When the final phase began at a training camp on Sentosa Island near Singapore, Mills and Coe once again out-thought the French. Instead of subscribing to the view that you can’t win a Games on the final presentation but you can lose it, the team believed it represented a final and significant opportunity.

Access to IOC members had been heavily restricted to official visits, so unlike previous years’ teams had not formed personal bonds and understandings. The presentation and one-on-one meetings in the days leading up to the vote therefore would be a genuine source of information and inspiration, says Mills.

“Our competitors’ presentations were all very professional but they basically ticked the boxes and didn’t take any risks, they didn’t appeal emotionally to the audience. We decided that we would.”

To achieve this Mills flew out a squadron of script writers and speech coaches to assist the final push. And, away from the media the speeches and prepared responses to around 100 possible questions were practised to within an inch of their lives. “When we arrived in Singapore we had scripts, gazillions of slides, films, but that was only the raw material. What it needed was three or four concentrated days refining that material and working with the speakers, the films and the slides together and polishing and honing it until we got everything absolutely right. And every word, every syllable and every blink of the eyelid was rehearsed and rehearsed and rehearsed and rehearsed until we got it to a point that we were absolutely comfortable it would touch the heart of the audience.”

THE FINAL PITCH

That left valuable time before the final vote to lobby ferociously. Press conferences and big receptions were banned. Private oneon- ones were permitted and thanks to Sentosa the key players had no concerns about their presentations. So, in a move that riled the French particularly, Mills and his team arranged 66 half-hour meetings in the last 48 hours. “The French didn’t, and neither frankly did New York, Madrid or Moscow. They relied on bumping into members in the bar, the lobby or around the hotel. We just knew that wasn’t going to work.”

Coe, the Blairs, Mills and Livingstone came to the fore, although once again Mills’ thirst for inch-perfect delivery meant his whole team played a part. “We a team of around 200 in Singapore. But within that there was a core group of around 30. And they all had every day mapped out into 15 minute slots.
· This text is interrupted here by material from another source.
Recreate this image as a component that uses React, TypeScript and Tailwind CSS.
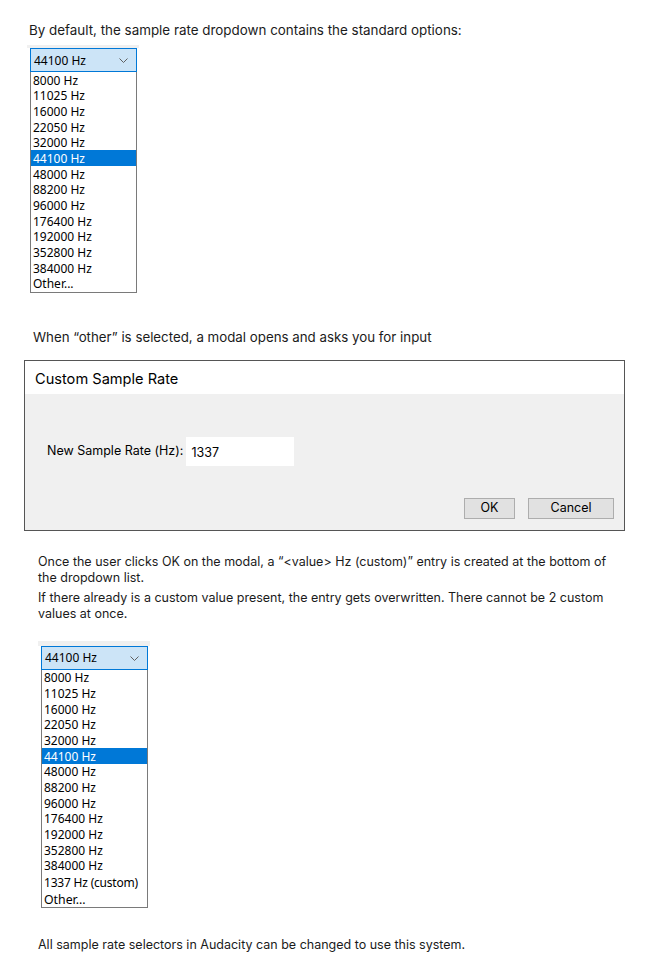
const RATES = [
  '8000 Hz',
  '11025 Hz',
  '16000 Hz',
  '22050 Hz',
  '32000 Hz',
  '44100 Hz',
  '48000 Hz',
  '88200 Hz',
  '96000 Hz',
  '176400 Hz',
  '192000 Hz',
  '352800 Hz',
  '384000 Hz',
];

const Chevron = () => (
  <svg width="9" height="5" viewBox="0 0 9 5" fill="none">
    <path d="M0.5 0.5 L4.5 4.5 L8.5 0.5" stroke="#606060" strokeWidth="1" />
  </svg>
);

const RateDropdown = ({ custom }: { custom?: string }) => {
  return (
    <div className="flex flex-col w-[107px] font-['Noto_Sans',sans-serif] text-[12px] text-black">
      {/* combo box */}
      <div className="h-[24px] flex items-center justify-between border border-[#0078d7] bg-[#cce4f7] pl-[3px] pr-[8px] pt-[1px]">
        <span>44100 Hz</span>
        <Chevron />
      </div>
      {/* open list */}
      <div className="flex flex-col bg-white border border-t-0 border-[#7a7a7a]">
        {RATES.map((r) => (
          <div
            key={r}
            className={
              r === '44100 Hz'
                ? 'h-[15.7px] pt-[1.5px] leading-[14.2px] pl-[2px] bg-[#0078d7] text-white'
                : 'h-[15.7px] pt-[1.5px] leading-[14.2px] pl-[2px]'
            }
          >
            {r}
          </div>
        ))}
        {custom && (
          <div className="h-[17px] pt-[1px] leading-[16px] pl-[2px] text-[12px] tracking-[-0.2px]">{custom}</div>
        )}
        <div
          className={
            custom
              ? 'h-[16px] pt-[1px] leading-[15px] pl-[2px] text-[12.3px]'
              : 'h-[15.7px] pt-[1.5px] leading-[14.2px] pl-[2px]'
          }
        >
          Other...
        </div>
      </div>
    </div>
  );
};

export default function App() {
  return (
    <div className="w-[654px] h-[978px] bg-white flex flex-col font-['Inter',sans-serif] text-[#1b1b1b]">
      <p className="mt-[20px] ml-[29px] text-[13.4px] leading-[20px]">
        By default, the sample rate dropdown contains the standard options:
      </p>

      <div className="mt-[5px] ml-[27px] w-[112px] h-[3px] bg-[#f0f0f0]" />
      <div className="ml-[30px]">
        <RateDropdown />
      </div>

      <p className="mt-[34px] ml-[33px] text-[13.3px] leading-[20px]">
        When “other” is selected, a modal opens and asks you for input
      </p>

      {/* Custom Sample Rate modal */}
      <div className="mt-[13px] ml-[24px] w-[601px] h-[171px] border border-[#555555] flex flex-col">
        <div className="h-[33px] bg-white flex items-center pl-[10px] pt-[5px] text-[14.6px] text-black">
          Custom Sample Rate
        </div>
        <div className="flex-1 bg-[#f0f0f0] flex flex-col">
          <div className="mt-[43px] ml-[22px] flex items-center text-[12.5px] text-black">
            <span className="pt-[1px]">New Sample Rate (Hz):</span>
            <div className="ml-[3px] w-[108px] h-[29px] bg-white flex items-center pl-[5px] pt-[4px]">1337</div>
          </div>
          <div className="mt-auto mb-[11px] mr-[10px] self-end flex gap-[13px] text-[12.5px] text-black">
            <button className="w-[51px] h-[21px] bg-[#e1e1e1] border border-[#adadad] leading-none pt-[1px]">OK</button>
            <button className="w-[86px] h-[21px] bg-[#e1e1e1] border border-[#adadad] leading-none pt-[1px]">
              Cancel
            </button>
          </div>
        </div>
      </div>

      <div className="mt-[23px] ml-[38px] w-[580px] text-[12.5px] leading-[16px] flex flex-col gap-[4px]">
        <p>
          Once the user clicks OK on the modal, a “&lt;value&gt; Hz (custom)” entry is created at the bottom of the
          dropdown list.
        </p>
        <p>
          If there already is a custom value present, the entry gets overwritten. There cannot be 2 custom values at
          once.
        </p>
      </div>

      <div className="mt-[19px] ml-[38px] w-[112px] h-[5px] bg-[#f0f0f0]" />
      <div className="ml-[41px]">
        <RateDropdown custom="1337 Hz (custom)" />
      </div>

      <p className="mt-[29px] ml-[38px] text-[12.5px] leading-[16px]">
        All sample rate selectors in Audacity can be changed to use this system.
      </p>
    </div>
  );
}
While we were organising all these one-onone meetings, taking numbers, taking them upstairs, suites organised all over the place, the French were wandering around not knowing what was going on.”

Two years of intelligence gathering on each voting member was distilled onto one page of A4 – “Remember, the PM, Cherie Blair and Ken Livingstone didn’t know these people.” Every possible lead – including Cherie Blair talking to IOC members’ wives – was followed up. “All you’re really trying to do is build up a picture of an individual so that when you sit down with them what you say resonates.”
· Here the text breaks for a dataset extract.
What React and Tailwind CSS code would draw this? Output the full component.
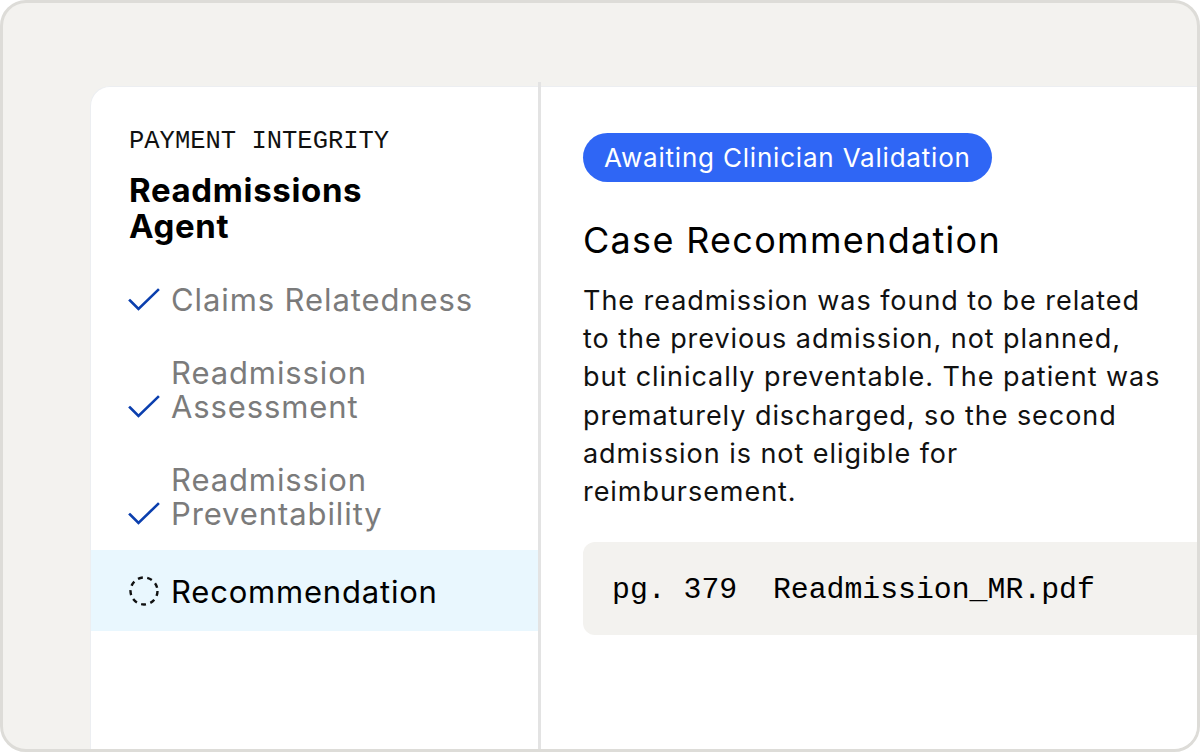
import React from "react";

const sans = { fontFamily: "Inter, 'Liberation Sans', sans-serif" };
const mono = { fontFamily: "'Liberation Mono', 'DejaVu Sans Mono', monospace" };

function Check() {
  return (
    <svg width="32" height="26" viewBox="0 0 32 26" fill="none" className="shrink-0">
      <path d="M2 13.5 L10.5 22 L30 3" stroke="#0b3fae" strokeWidth="2.6" strokeLinecap="square" />
    </svg>
  );
}

function DashedCircle() {
  return (
    <svg width="32" height="32" viewBox="0 0 32 32" fill="none" className="shrink-0">
      <circle cx="16" cy="16" r="13.5" stroke="#111" strokeWidth="2.4" strokeDasharray="5 4.5" />
    </svg>
  );
}

const steps = [
  ["Claims Relatedness"],
  ["Readmission", "Assessment"],
  ["Readmission", "Preventability"],
];

const para = [
  "The readmission was found to be related",
  "to the previous admission, not planned,",
  "but clinically preventable. The patient was",
  "prematurely discharged, so the second",
  "admission is not eligible for",
  "reimbursement.",
];

export default function App() {
  return (
    <div className="w-[1200px] h-[752px] bg-white" style={sans}>
      <div className="w-full h-full rounded-[26px] border-[3px] border-[#dddcd8] bg-[#f3f2ef] overflow-hidden flex flex-col pl-[87px] pt-[83px]">
        <div className="flex-1 flex bg-white rounded-tl-[20px] border-l border-t border-[#eceef1]">
          {/* left column */}
          <div className="w-[447px] flex flex-col pt-[40px]">
            <div className="pl-[38px]">
              <div className="text-[25.5px] leading-[30px] text-[#111]" style={mono}>PAYMENT INTEGRITY</div>
              <h1 className="mt-[15px] text-[33px] leading-[36px] font-bold text-black tracking-[0.65px]">
                <span className="block">Readmissions</span>
                <span className="block">Agent</span>
              </h1>
            </div>
            <div className="mt-[39px] flex flex-col gap-[39px] pl-[37px]">
              {steps.map((lines, i) => (
                <div key={i} className="flex items-end gap-[11px]">
                  <div className="pb-[4px]"><Check /></div>
                  <div className="text-[31px] leading-[34px] text-[#7b7b7b] tracking-[0.9px]">
                    {lines.map((l, j) => <div key={j}>{l}</div>)}
                  </div>
                </div>
              ))}
            </div>
            <div className="mt-[19px] h-[81px] bg-[#e9f7fe] flex items-center gap-[11px] pl-[37px]">
              <DashedCircle />
              <span className="text-[31px] leading-[34px] text-black tracking-[0.8px] pt-[3px]">Recommendation</span>
            </div>
          </div>
          {/* divider */}
          <div className="w-[3px] bg-[#e3e3e3] -mt-[5px]"></div>
          {/* right column */}
          <div className="flex-1 pl-[42px] pt-[46px] min-w-0">
            <span className="inline-flex items-center h-[49px] px-[21px] rounded-full bg-[#2f66f5] text-white text-[26px] tracking-[0.8px]">
              Awaiting Clinician Validation
            </span>
            <h2 className="mt-[36px] text-[36px] leading-[44px] text-black tracking-[1.3px]">Case Recommendation</h2>
            <p className="mt-[20px] text-[27px] leading-[38.2px] text-[#111] tracking-[0.95px] whitespace-nowrap">
              {para.map((l, i) => <span key={i} className="block">{l}</span>)}
            </p>
            <div className="mt-[31px] h-[93px] rounded-l-[12px] bg-[#f3f2ef] flex items-center pl-[29px] pt-[3px]">
              <span className="text-[29.8px] text-black whitespace-pre" style={mono}>pg. 379  Readmission_MR.pdf</span>
            </div>
          </div>
        </div>
      </div>
    </div>
  );
}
Through AirMiles and Nectar, as well as advertising, Mills has spent a career capturing customer data and using it to cross-sell and up-sell. The principles were the same. “Being able to talk to them – even for just 30 minutes about what was relevant for them, how London could help their sport or particular interest – was part of the marketing programme.”

Not only did Mills, Coe and Cassani (who remained as vice-chair) deliver on time, they came in under-budget with a £1.4m surplus. They proved highly imaginative, admirably aggressive and forthright, and used everything at their disposal. And they’re not about to stop now as Mills and Coe lead the London Organising Committee of the Olympic Games (LOCOG), the private client of the Olympic Delivery Authority (ODA). “We specify what gets built and if the ODA or any organisation of government decides they want to go off and do something else we will start banging drums and making noises. There are examples, now that we’ve won the Games, of all sorts of grandiose ideas. But I’m not having any of it. This is not an ego trip for architects, or government or companies. We built a metre-high pile of proposals and that’s what we’re going to deliver. That’s it.”